> **EXERCISE AIM**
Give the material once more, word for word, without any images.

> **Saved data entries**
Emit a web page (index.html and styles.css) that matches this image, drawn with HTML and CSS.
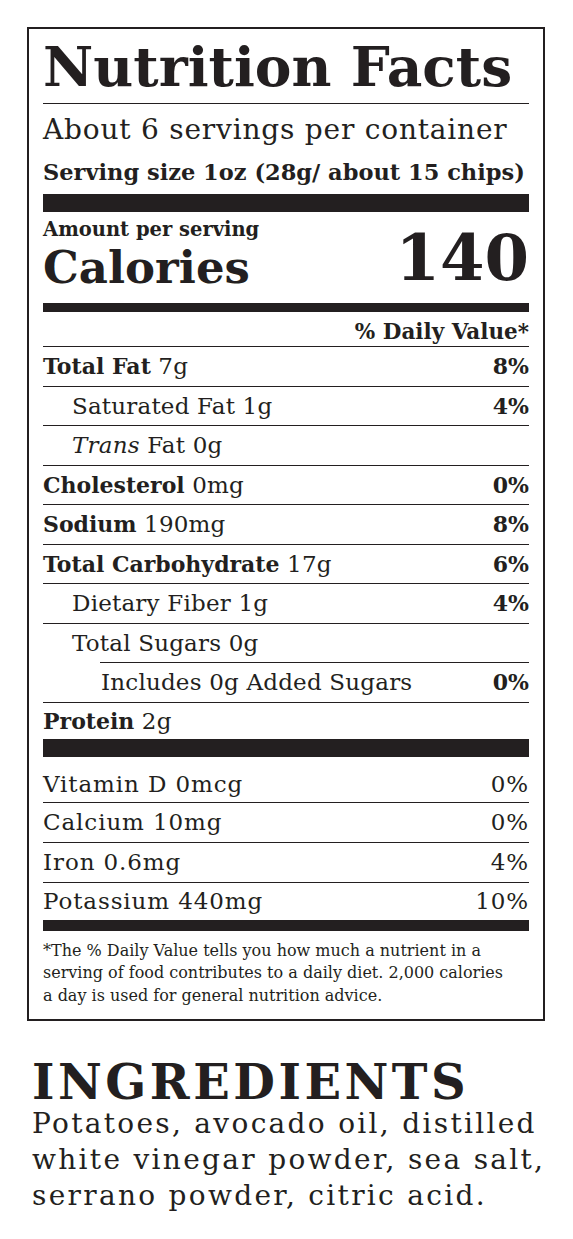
FILE: index.html
```html
<!DOCTYPE html>
<html lang="en">
<head>
    <meta charset="UTF-8">
    <meta name="viewport" content="width=device-width, initial-scale=1.0">
    <title>Nutrition Facts</title>
    <link rel="stylesheet" href="styles.css">
</head>
<body>
    <div class="label">
        <h1 class="title">Nutrition Facts</h1>
        <div class="servings">
            <p class="per-container">About 6 servings per container</p>
            <p class="size">Serving size 1oz (28g/ about 15 chips)</p>
        </div>
        <div class="calories">
            <div class="cal-left">
                <div class="amount">Amount per serving</div>
                <div class="cal-word">Calories</div>
            </div>
            <div class="cal-num">140</div>
        </div>
        <div class="dv-head">% Daily Value*</div>

        <div class="row"><span><b>Total Fat</b> 7g</span><b>8%</b></div>
        <div class="row sub"><span>Saturated Fat 1g</span><b>4%</b></div>
        <div class="row sub"><span><i>Trans</i> Fat 0g</span></div>
        <div class="row"><span><b>Cholesterol</b> 0mg</span><b>0%</b></div>
        <div class="row"><span><b>Sodium</b> 190mg</span><b>8%</b></div>
        <div class="row"><span><b>Total Carbohydrate</b> 17g</span><b>6%</b></div>
        <div class="row sub"><span>Dietary Fiber 1g</span><b>4%</b></div>
        <div class="row sub short-line"><span>Total Sugars 0g</span></div>
        <div class="row subsub"><span>Includes 0g Added Sugars</span><b>0%</b></div>
        <div class="row last"><span><b>Protein</b> 2g</span></div>

        <div class="vitamins">
            <div class="row first"><span>Vitamin D 0mcg</span><span>0%</span></div>
            <div class="row"><span>Calcium 10mg</span><span>0%</span></div>
            <div class="row"><span>Iron 0.6mg</span><span>4%</span></div>
            <div class="row last"><span>Potassium 440mg</span><span>10%</span></div>
        </div>

        <p class="footnote">*The % Daily Value tells you how much a nutrient in a<br>serving of food contributes to a daily diet. 2,000 calories<br>a day is used for general nutrition advice.</p>
    </div>

    <div class="ingredients">
        <h2>INGREDIENTS</h2>
        <p>Potatoes, avocado oil, distilled<br>white vinegar powder, sea salt,<br>serrano powder, citric acid.</p>
    </div>
</body>
</html>
```

FILE: styles.css
```css
body {
    margin: 0;
    padding: 0;
    background-color: #fff;
    color: #231f20;
    font-family: "DejaVu Serif", serif;
}
p {
    margin: 0;
}
b {
    letter-spacing: 0;
}
.label {
    width: 518px;
    margin: 27px 0 0 27px;
    border: 2px solid #231f20;
    padding: 0 14px;
    box-sizing: border-box;
}
.title {
    margin: 0;
    height: 74px;
    font-size: 55px;
    line-height: 76px;
    font-weight: bold;
    border-bottom: 1px solid #231f20;
    white-space: nowrap;
}
.servings {
    height: 90px;
    border-bottom: 18px solid #231f20;
}
.per-container {
    padding-top: 4px;
    font-size: 28px;
    line-height: 44px;
    letter-spacing: 0.8px;
    white-space: nowrap;
}
.size {
    font-size: 22.5px;
    line-height: 40px;
    font-weight: bold;
    white-space: nowrap;
}
.calories {
    height: 91px;
    display: flex;
    justify-content: space-between;
    align-items: flex-end;
    border-bottom: 9px solid #231f20;
}
.amount {
    font-size: 19.5px;
    font-weight: bold;
    line-height: 26px;
}
.cal-word {
    font-size: 45px;
    font-weight: bold;
    line-height: 50px;
    padding-bottom: 10px;
}
.cal-num {
    font-size: 64px;
    font-weight: bold;
    line-height: 70px;
    padding-bottom: 10px;
}
.dv-head {
    height: 34px;
    text-align: right;
    font-size: 21.5px;
    font-weight: bold;
    line-height: 40px;
    border-bottom: 1px solid #231f20;
}
.row {
    height: 38.5px;
    display: flex;
    justify-content: space-between;
    align-items: center;
    font-size: 23px;
    letter-spacing: 0.2px;
    white-space: nowrap;
    border-bottom: 1px solid #231f20;
}
.row b {
    font-size: 22px;
}
.row.sub {
    padding-left: 29px;
}
.row.subsub {
    padding-left: 58px;
}
.row.short-line {
    border-bottom: none;
    padding-bottom: 1px;
    background: linear-gradient(#231f20, #231f20) no-repeat right bottom / calc(100% - 57px) 1px;
}
.row.last {
    height: 36px;
    border-bottom: 18px solid #231f20;
}
.vitamins .row {
    height: 39px;
    letter-spacing: 0.9px;
}
.vitamins .row.first {
    padding-top: 9px;
    box-sizing: border-box;
    height: 46px;
}
.vitamins .row.last {
    height: 37px;
    border-bottom: 11px solid #231f20;
}
.footnote {
    font-size: 16px;
    line-height: 22.5px;
    padding: 9px 0 12px;
    white-space: nowrap;
}
.ingredients {
    padding: 37px 0 0 32px;
}
.ingredients h2 {
    margin: 0;
    font-size: 48px;
    letter-spacing: 3.5px;
    line-height: 48px;
    font-weight: bold;
}
.ingredients p {
    font-size: 28px;
    letter-spacing: 2.3px;
    line-height: 36px;
    white-space: nowrap;
}
```
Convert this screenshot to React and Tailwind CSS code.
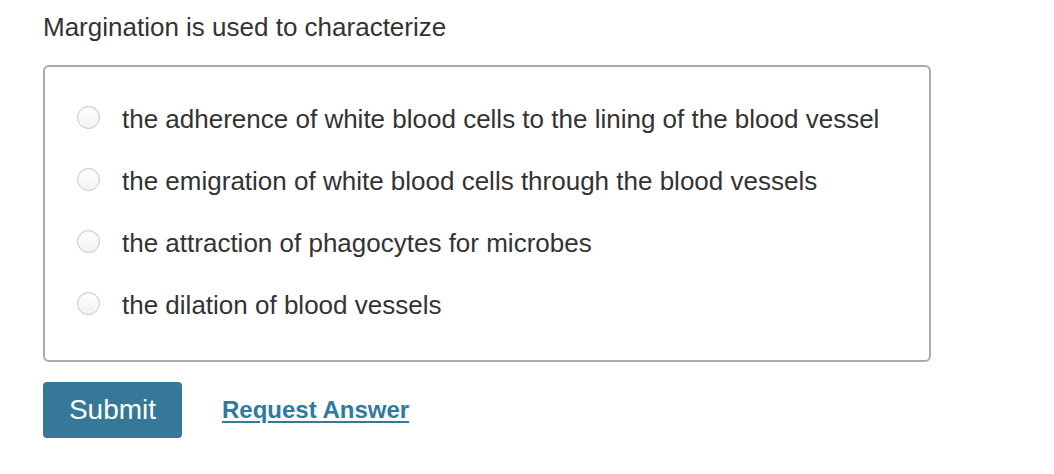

> **TASK OUTPUT**
Emit a web page (index.html and styles.css) that matches this image, drawn with HTML and CSS.
FILE: index.html
```html
<!DOCTYPE html>
<html lang="en">
<head>
    <meta charset="UTF-8">
    <meta name="viewport" content="width=device-width, initial-scale=1.0">
    <title>Nutrition Facts</title>
    <link rel="stylesheet" href="styles.css">
</head>
<body>
    <div class="label">
        <h1 class="title">Nutrition Facts</h1>
        <div class="servings">
            <p class="per-container">About 6 servings per container</p>
            <p class="size">Serving size 1oz (28g/ about 15 chips)</p>
        </div>
        <div class="calories">
            <div class="cal-left">
                <div class="amount">Amount per serving</div>
                <div class="cal-word">Calories</div>
            </div>
            <div class="cal-num">140</div>
        </div>
        <div class="dv-head">% Daily Value*</div>

        <div class="row"><span><b>Total Fat</b> 7g</span><b>8%</b></div>
        <div class="row sub"><span>Saturated Fat 1g</span><b>4%</b></div>
        <div class="row sub"><span><i>Trans</i> Fat 0g</span></div>
        <div class="row"><span><b>Cholesterol</b> 0mg</span><b>0%</b></div>
        <div class="row"><span><b>Sodium</b> 190mg</span><b>8%</b></div>
        <div class="row"><span><b>Total Carbohydrate</b> 17g</span><b>6%</b></div>
        <div class="row sub"><span>Dietary Fiber 1g</span><b>4%</b></div>
        <div class="row sub short-line"><span>Total Sugars 0g</span></div>
        <div class="row subsub"><span>Includes 0g Added Sugars</span><b>0%</b></div>
        <div class="row last"><span><b>Protein</b> 2g</span></div>

        <div class="vitamins">
            <div class="row first"><span>Vitamin D 0mcg</span><span>0%</span></div>
            <div class="row"><span>Calcium 10mg</span><span>0%</span></div>
            <div class="row"><span>Iron 0.6mg</span><span>4%</span></div>
            <div class="row last"><span>Potassium 440mg</span><span>10%</span></div>
        </div>

        <p class="footnote">*The % Daily Value tells you how much a nutrient in a<br>serving of food contributes to a daily diet. 2,000 calories<br>a day is used for general nutrition advice.</p>
    </div>

    <div class="ingredients">
        <h2>INGREDIENTS</h2>
        <p>Potatoes, avocado oil, distilled<br>white vinegar powder, sea salt,<br>serrano powder, citric acid.</p>
    </div>
</body>
</html>
```

FILE: styles.css
```css
body {
    margin: 0;
    padding: 0;
    background-color: #fff;
    color: #231f20;
    font-family: "DejaVu Serif", serif;
}
p {
    margin: 0;
}
b {
    letter-spacing: 0;
}
.label {
    width: 518px;
    margin: 27px 0 0 27px;
    border: 2px solid #231f20;
    padding: 0 14px;
    box-sizing: border-box;
}
.title {
    margin: 0;
    height: 74px;
    font-size: 55px;
    line-height: 76px;
    font-weight: bold;
    border-bottom: 1px solid #231f20;
    white-space: nowrap;
}
.servings {
    height: 90px;
    border-bottom: 18px solid #231f20;
}
.per-container {
    padding-top: 4px;
    font-size: 28px;
    line-height: 44px;
    letter-spacing: 0.8px;
    white-space: nowrap;
}
.size {
    font-size: 22.5px;
    line-height: 40px;
    font-weight: bold;
    white-space: nowrap;
}
.calories {
    height: 91px;
    display: flex;
    justify-content: space-between;
    align-items: flex-end;
    border-bottom: 9px solid #231f20;
}
.amount {
    font-size: 19.5px;
    font-weight: bold;
    line-height: 26px;
}
.cal-word {
    font-size: 45px;
    font-weight: bold;
    line-height: 50px;
    padding-bottom: 10px;
}
.cal-num {
    font-size: 64px;
    font-weight: bold;
    line-height: 70px;
    padding-bottom: 10px;
}
.dv-head {
    height: 34px;
    text-align: right;
    font-size: 21.5px;
    font-weight: bold;
    line-height: 40px;
    border-bottom: 1px solid #231f20;
}
.row {
    height: 38.5px;
    display: flex;
    justify-content: space-between;
    align-items: center;
    font-size: 23px;
    letter-spacing: 0.2px;
    white-space: nowrap;
    border-bottom: 1px solid #231f20;
}
.row b {
    font-size: 22px;
}
.row.sub {
    padding-left: 29px;
}
.row.subsub {
    padding-left: 58px;
}
.row.short-line {
    border-bottom: none;
    padding-bottom: 1px;
    background: linear-gradient(#231f20, #231f20) no-repeat right bottom / calc(100% - 57px) 1px;
}
.row.last {
    height: 36px;
    border-bottom: 18px solid #231f20;
}
.vitamins .row {
    height: 39px;
    letter-spacing: 0.9px;
}
.vitamins .row.first {
    padding-top: 9px;
    box-sizing: border-box;
    height: 46px;
}
.vitamins .row.last {
    height: 37px;
    border-bottom: 11px solid #231f20;
}
.footnote {
    font-size: 16px;
    line-height: 22.5px;
    padding: 9px 0 12px;
    white-space: nowrap;
}
.ingredients {
    padding: 37px 0 0 32px;
}
.ingredients h2 {
    margin: 0;
    font-size: 48px;
    letter-spacing: 3.5px;
    line-height: 48px;
    font-weight: bold;
}
.ingredients p {
    font-size: 28px;
    letter-spacing: 2.3px;
    line-height: 36px;
    white-space: nowrap;
}
```
Convert this screenshot to React and Tailwind CSS code.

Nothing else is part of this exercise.